How to Audit your Affiliate Programme

Rachel Said
January 16, 2025

If you run an affiliate programme or have one being managed for you it can be challenging to know if it is working well. Affiliate programmes operate with lots of different partner types and promotional mechanisms meaning it can be difficult to truly evaluate performance - is my programme “good”?

In this article we outline the key checks anyone can make to their affiliate activity, this could be done even if you don’t have too much technical knowledge of the channel. These checks are things any good affiliate manager should just be doing as standard, not everyday, but as a periodic evaluation of the affiliate activity you run.

If you run through this checklist and see you are doing all these things then great!
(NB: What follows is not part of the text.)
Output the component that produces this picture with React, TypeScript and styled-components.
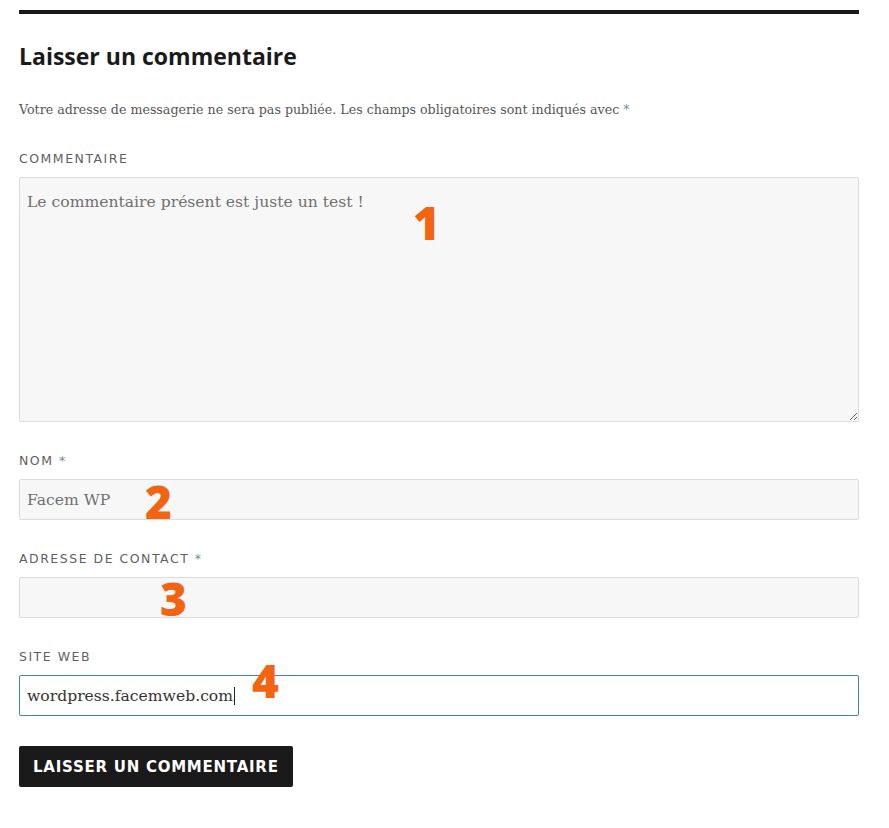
import React from "react";
import styled, { createGlobalStyle } from "styled-components";

const Global = createGlobalStyle`
  html, body { margin: 0; padding: 0; background: #fff; }
  * { box-sizing: border-box; }
`;

const Page = styled.div`
  width: 889px;
  padding: 10px 30px 40px 19px;
`;

const Section = styled.section`
  border-top: 4px solid #1a1a1a;
  padding-top: 27px;
`;

const Heading = styled.h3`
  margin: 0 0 29px;
  font-family: "Open Sans", sans-serif;
  font-weight: 700;
  font-size: 23px;
  line-height: 30px;
  color: #1a1a1a;
`;

const Notes = styled.p`
  margin: 0 0 30px;
  font-family: "DejaVu Serif", serif;
  font-size: 12.65px;
  line-height: 20px;
  color: #555;
`;

const Req = styled.span`
  color: #6a8fa6;
`;

const Field = styled.div`
  margin-bottom: 30px;
`;

const Label = styled.label`
  display: block;
  margin-bottom: 9px;
  font-family: "DejaVu Sans", sans-serif;
  font-size: 12.5px;
  line-height: 18px;
  letter-spacing: 0.12em;
  text-transform: uppercase;
  color: #5f5f5f;
`;

const Control = styled.div`
  position: relative;
`;

const inputBase = `
  display: block;
  width: 840px;
  font-family: "DejaVu Serif", serif;
  font-size: 15.6px;
  color: #707070;
  background: #f7f7f7;
  border: 1px solid #dcdcdc;
  border-radius: 2px;
  padding: 8px 7px;
  outline: none;
`;

const Area = styled.textarea`
  ${inputBase}
  height: 245px;
  padding-top: 12px;
  line-height: 24px;
  resize: vertical;
`;

const Input = styled.input`
  ${inputBase}
  height: 41px;
  line-height: 24px;
`;

const FocusBox = styled.div`
  ${inputBase}
  height: 41px;
  line-height: 24px;
  background: #fff;
  color: #333;
  border-color: #3f86aa;
  display: flex;
  align-items: center;
`;

const Caret = styled.span`
  display: inline-block;
  width: 1px;
  height: 18px;
  background: #222;
  margin-left: 1px;
`;

const Marker = styled.span<{ $x: number; $y: number }>`
  position: absolute;
  left: ${(p) => p.$x}px;
  top: ${(p) => p.$y}px;
  font-family: "Open Sans", sans-serif;
  font-weight: 800;
  font-size: 46px;
  line-height: 1;
  color: #f26411;
  pointer-events: none;
`;

const Submit = styled.button`
  display: block;
  height: 41px;
  padding: 0 14px;
  background: #1a1a1a;
  color: #fff;
  border: none;
  border-radius: 2px;
  font-family: "DejaVu Sans", sans-serif;
  font-weight: 700;
  font-size: 15px;
  letter-spacing: 0.05em;
  text-transform: uppercase;
`;

export default function App() {
  return (
    <Page>
      <Global />
      <Section>
        <Heading>Laisser un commentaire</Heading>
        <Notes>
          Votre adresse de messagerie ne sera pas publiée. Les champs obligatoires sont indiqués avec <Req>*</Req>
        </Notes>
        <Field>
          <Label>Commentaire</Label>
          <Control>
            <Area defaultValue="Le commentaire présent est juste un test !" />
            <Marker $x={394} $y={22}>1</Marker>
          </Control>
        </Field>
        <Field>
          <Label>
            Nom <Req>*</Req>
          </Label>
          <Control>
            <Input defaultValue="Facem WP" />
            <Marker $x={126} $y={-1}>2</Marker>
          </Control>
        </Field>
        <Field>
          <Label>
            Adresse de contact <Req>*</Req>
          </Label>
          <Control>
            <Input defaultValue="" />
            <Marker $x={141} $y={-2}>3</Marker>
          </Control>
        </Field>
        <Field>
          <Label>Site Web</Label>
          <Control>
            <FocusBox>
              wordpress.facemweb.com<Caret />
            </FocusBox>
            <Marker $x={233} $y={-18}>4</Marker>
          </Control>
        </Field>
        <Submit type="button">Laisser un commentaire</Submit>
      </Section>
    </Page>
  );
}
You have really solid foundations to grow. If you are finding your programme is a bit misaligned to where you had hoped to be - don’t worry! Affiliate programmes can be reshaped with time and effort - all is not lost.  
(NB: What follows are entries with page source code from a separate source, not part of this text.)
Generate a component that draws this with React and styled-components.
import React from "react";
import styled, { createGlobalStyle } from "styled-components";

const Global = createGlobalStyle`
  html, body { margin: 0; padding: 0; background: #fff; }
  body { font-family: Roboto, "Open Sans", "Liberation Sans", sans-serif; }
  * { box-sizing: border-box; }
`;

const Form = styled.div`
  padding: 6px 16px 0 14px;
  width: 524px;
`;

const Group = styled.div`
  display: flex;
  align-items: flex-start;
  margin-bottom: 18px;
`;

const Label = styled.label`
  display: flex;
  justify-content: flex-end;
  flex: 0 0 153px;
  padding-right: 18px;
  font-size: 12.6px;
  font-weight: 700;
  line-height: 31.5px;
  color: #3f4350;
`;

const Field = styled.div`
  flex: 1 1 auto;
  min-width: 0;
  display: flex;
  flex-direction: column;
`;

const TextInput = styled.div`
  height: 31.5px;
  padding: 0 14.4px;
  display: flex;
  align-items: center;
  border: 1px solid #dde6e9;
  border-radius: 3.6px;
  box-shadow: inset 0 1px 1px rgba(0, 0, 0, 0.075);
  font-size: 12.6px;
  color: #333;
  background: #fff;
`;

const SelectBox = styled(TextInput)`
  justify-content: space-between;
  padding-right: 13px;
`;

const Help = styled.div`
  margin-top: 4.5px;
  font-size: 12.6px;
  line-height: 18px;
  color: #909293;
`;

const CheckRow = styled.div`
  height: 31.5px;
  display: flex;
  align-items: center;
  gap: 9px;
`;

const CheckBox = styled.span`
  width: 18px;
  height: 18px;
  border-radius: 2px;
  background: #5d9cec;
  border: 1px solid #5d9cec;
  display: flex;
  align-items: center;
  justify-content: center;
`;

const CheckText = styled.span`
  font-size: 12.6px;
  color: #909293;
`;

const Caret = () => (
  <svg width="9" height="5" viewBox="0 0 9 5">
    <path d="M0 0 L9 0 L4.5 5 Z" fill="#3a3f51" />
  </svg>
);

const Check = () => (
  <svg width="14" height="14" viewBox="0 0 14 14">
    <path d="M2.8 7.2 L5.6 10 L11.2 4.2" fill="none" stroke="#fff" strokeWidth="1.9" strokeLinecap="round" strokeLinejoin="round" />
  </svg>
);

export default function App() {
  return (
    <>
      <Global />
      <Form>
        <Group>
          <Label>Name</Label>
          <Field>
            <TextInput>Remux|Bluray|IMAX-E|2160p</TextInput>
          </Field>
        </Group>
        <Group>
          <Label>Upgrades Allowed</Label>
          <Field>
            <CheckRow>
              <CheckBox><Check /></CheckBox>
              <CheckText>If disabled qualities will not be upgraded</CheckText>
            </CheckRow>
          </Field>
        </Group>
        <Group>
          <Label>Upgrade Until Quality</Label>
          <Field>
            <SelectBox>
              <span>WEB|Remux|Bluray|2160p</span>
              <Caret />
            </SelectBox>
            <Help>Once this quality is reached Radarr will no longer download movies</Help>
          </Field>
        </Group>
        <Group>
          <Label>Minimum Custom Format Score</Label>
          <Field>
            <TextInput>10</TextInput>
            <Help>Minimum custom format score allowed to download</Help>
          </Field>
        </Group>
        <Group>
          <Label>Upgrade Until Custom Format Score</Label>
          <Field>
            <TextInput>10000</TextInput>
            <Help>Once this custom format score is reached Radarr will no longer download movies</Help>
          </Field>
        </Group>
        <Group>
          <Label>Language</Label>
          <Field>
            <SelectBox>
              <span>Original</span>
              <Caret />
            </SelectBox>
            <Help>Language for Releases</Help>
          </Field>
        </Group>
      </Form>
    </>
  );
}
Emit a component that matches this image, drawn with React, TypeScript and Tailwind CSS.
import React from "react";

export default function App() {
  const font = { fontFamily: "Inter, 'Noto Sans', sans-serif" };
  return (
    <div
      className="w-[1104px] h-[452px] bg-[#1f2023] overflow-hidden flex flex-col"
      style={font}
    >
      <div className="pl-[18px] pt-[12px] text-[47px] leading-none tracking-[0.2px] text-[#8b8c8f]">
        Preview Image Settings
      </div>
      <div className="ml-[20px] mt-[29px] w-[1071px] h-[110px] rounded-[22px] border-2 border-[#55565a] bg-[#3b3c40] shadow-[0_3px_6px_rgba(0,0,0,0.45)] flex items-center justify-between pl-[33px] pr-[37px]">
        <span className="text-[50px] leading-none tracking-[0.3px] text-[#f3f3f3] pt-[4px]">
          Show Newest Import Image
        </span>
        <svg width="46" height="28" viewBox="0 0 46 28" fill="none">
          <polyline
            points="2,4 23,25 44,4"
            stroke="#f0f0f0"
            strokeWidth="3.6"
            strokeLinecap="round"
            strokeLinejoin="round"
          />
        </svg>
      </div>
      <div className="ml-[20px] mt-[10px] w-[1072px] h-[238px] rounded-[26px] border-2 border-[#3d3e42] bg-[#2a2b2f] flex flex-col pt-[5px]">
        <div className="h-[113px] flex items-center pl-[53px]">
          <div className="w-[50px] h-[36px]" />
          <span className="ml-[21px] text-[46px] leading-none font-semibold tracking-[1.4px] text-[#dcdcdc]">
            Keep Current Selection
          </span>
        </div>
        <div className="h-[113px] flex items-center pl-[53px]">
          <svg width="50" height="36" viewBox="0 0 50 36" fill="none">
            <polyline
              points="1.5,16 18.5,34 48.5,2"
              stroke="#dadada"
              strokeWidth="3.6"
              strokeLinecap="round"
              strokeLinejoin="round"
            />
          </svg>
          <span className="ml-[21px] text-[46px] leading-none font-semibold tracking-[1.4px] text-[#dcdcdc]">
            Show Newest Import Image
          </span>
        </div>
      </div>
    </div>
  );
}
Check 1: Your affiliate programme is meeting and hopefully smashing your KPIs

We work with retailers who have lots of different KPIs and ways they want the channel to add value. Aligning the affiliate channel to your business goals is a surefire way to build a programme that adds value. 

Examples include:

CPA targets, AOV growth or New customer targets.

These metrics will often result in very different programmes and types of activity if optimised fully. For example, new customer targets can lead to programmes with a weighting towards upper funnel activity or CSS partnerships, as we know this kind of activity is aligned to successfully achieving that target. It may be for some of these metrics you don’t have the required data tracking in place via your affiliate platform, you could either upgrade your tracking or use manual data look ups to your internal CRM to sense check. Upgrading your tracking should always be the preferred method as this enables whoever is running your programme access to real time data. 

Check 2: You’re not reliant on one partner or partner type

Diversity is one of the key benefits of the affiliate channel, with a vast ecosystem and mix of publishers available you should be able to build a really strong base of affiliates. If all your sales come from one partner or partner type you leave yourself open to risk.

 A) If that one affiliate partner stops performing you have lost a vast % of your programme and expected results

 B) By over relying on one partner type, i.e. if you only work with voucher partners, your programme becomes incredibly limited and likely not incremental. 

Check 3: You have a clear understanding of how your sales driving partners are delivering revenue

Knowing where your sales are coming from and how they are being driven is the sign of a well managed programme. If you are reviewing your list of partners and you are unable to clearly understand how you are being promoted from the information provided - either in an affiliate profile or by asking that partner - then that should be your sign to investigate further! 

Check 4: You are engaging new partners and testing

The affiliate industry is not static, partners are growing and entering the space constantly. There should always be an interesting new opportunity to explore or a way of working with a partner to test. Finding new partners comes in lots of ways - programme approvals being a key one but also attending events, network newsletters, looking at publisher discovery tools to name a few.

The same goes for testing! Great programmes test and establish clear testing criteria, with realistic expectations. For instance when evaluating a content partnership, immediate revenue shouldn’t be your KPI. In my view, the absence of testing is more detrimental than a failed test. 

Check 5: You have partners that do different things and fulfil different roles in a customer journey 

I love auditing programmes where the top 10 partners are a cashback site, closed user platform (think Blue Light Card), CSS partner, select direct voucher sites (not subnetworks) and content partners. Seeing this mix of partners in the top 10 shows that care has been taken in selecting partners. The channel has so much more to offer than just fake codes or low quality sites, if I see a list of affiliates across promotional types, I typically know that a programme has been optimised and considered.

These are my top 5 things to check to ensure affiliate activity is being run well, it's not exhaustive and it's not all you can be doing! But anyone running affiliate activity should be able to use this as a sense check  - how does your affiliate programme measure up?